Frequency analysis is potentially the very oldest form of cryptanalysis, a methodology outlined by the 9th century Islamic philosopher Al-Kindi in his Manuscript on Deciphering Cryptographic Messages. In natural languages, some letters and letter combinations occur more frequently than others. The most basic encryption technique, where one letter is simply replaced by another, fails to mask these frequency patterns, making the ciphertext relatively easy to decode provided it is long enough to contain a reasonably representative text.
The inventor Samuel Morse used a form of frequency analysis in the development of his coded messaging system, realising that it made sense to allocate the shortest codes to the most frequently occurring letters. To work out his letter ranking, Morse is said to have consulted his local newspaper printer, where individual letters (type) were assembled into blocks, which were then covered in ink to produce the printed newspaper. The printers needed more of certain letters to create each page, so Morse is said to have simply counted the number of pieces of type for each letter.

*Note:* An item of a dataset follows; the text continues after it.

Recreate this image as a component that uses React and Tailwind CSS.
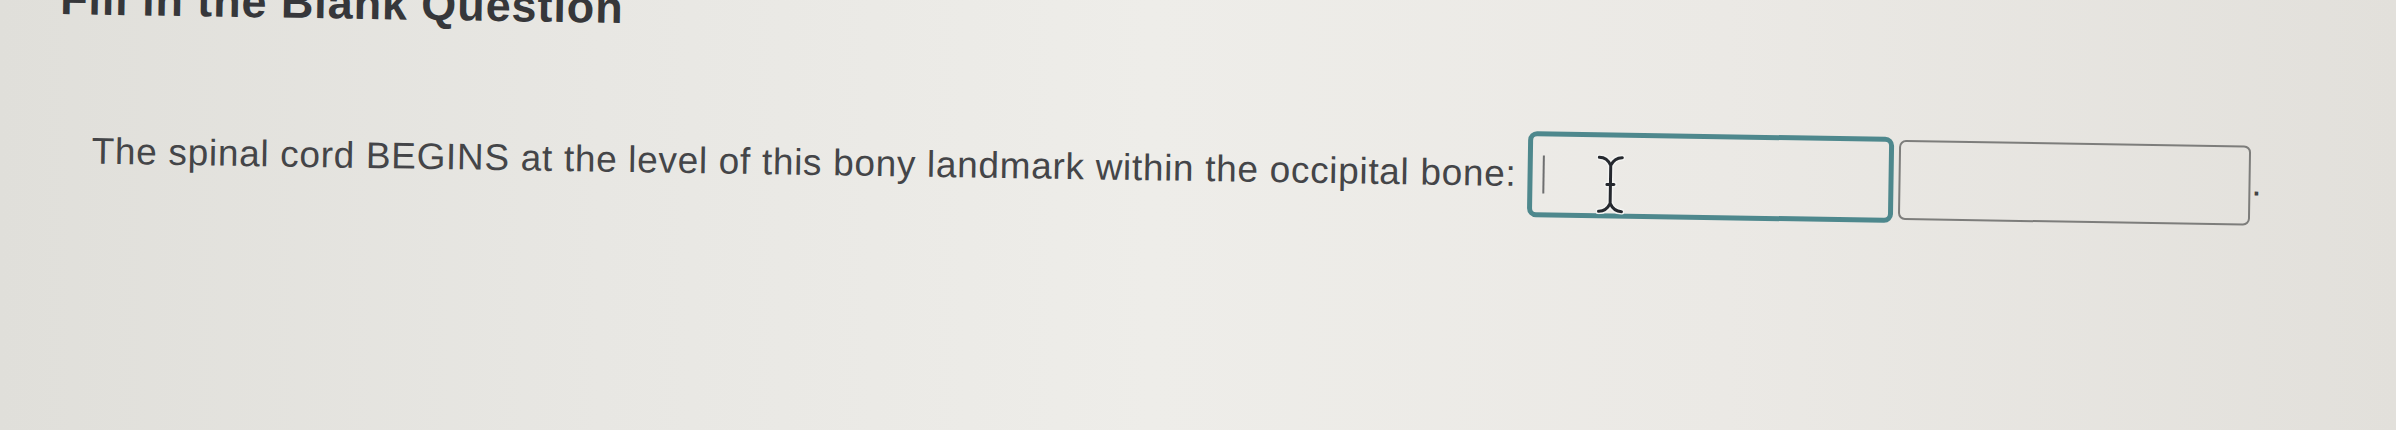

For a more sophisticated approach to encryption that is resistant to straightforward frequency analysis, polyalphabetic ciphers make use of multiple substitution alphabets to produce a more complex mapping between source text and encrypted text. The Enigma machines used by Nazi Germany during World War Two are an example of exactly this kind of encryption system. These devices used electro-mechanical rotors to generate the ciphers. Although Polish codebreakers had worked out how to read Enigma messages before the war, the Germans successfully protected subsequent texts by changing the cipher on a daily basis. Cracking this code before it changed was the challenge facing the team at Bletchley Park, whose cryptanalysis work was dramatized in the 2014 film The Imitation Game.
The advent of modern computer software, which can carry out frequency analysis on a massive scale in a matter of seconds, has rendered classical ciphers such as substitution ciphers ineffective. The latest cryptographic systems use encryption algorithms to increase resistance to cryptanalysis, taking encryption methodologies beyond the understanding of mere linguists and into the realm of mathematics and computer science.
For those of us whose numerical pattern matching skills don’t go much further than the 26 letters of the alphabet, there is a fun challenge at 101.computing.net, where you can deploy your frequency analysis skills to decrypt the text provided. Use the frequency distribution depicted to slot in likely letter substitutes one by one to work out the solution. And for the new Wordle obsessives among you, frequency analysis could very well underpin your first guess and guide your subsequent strategy, but that’s a discussion for a whole other blog!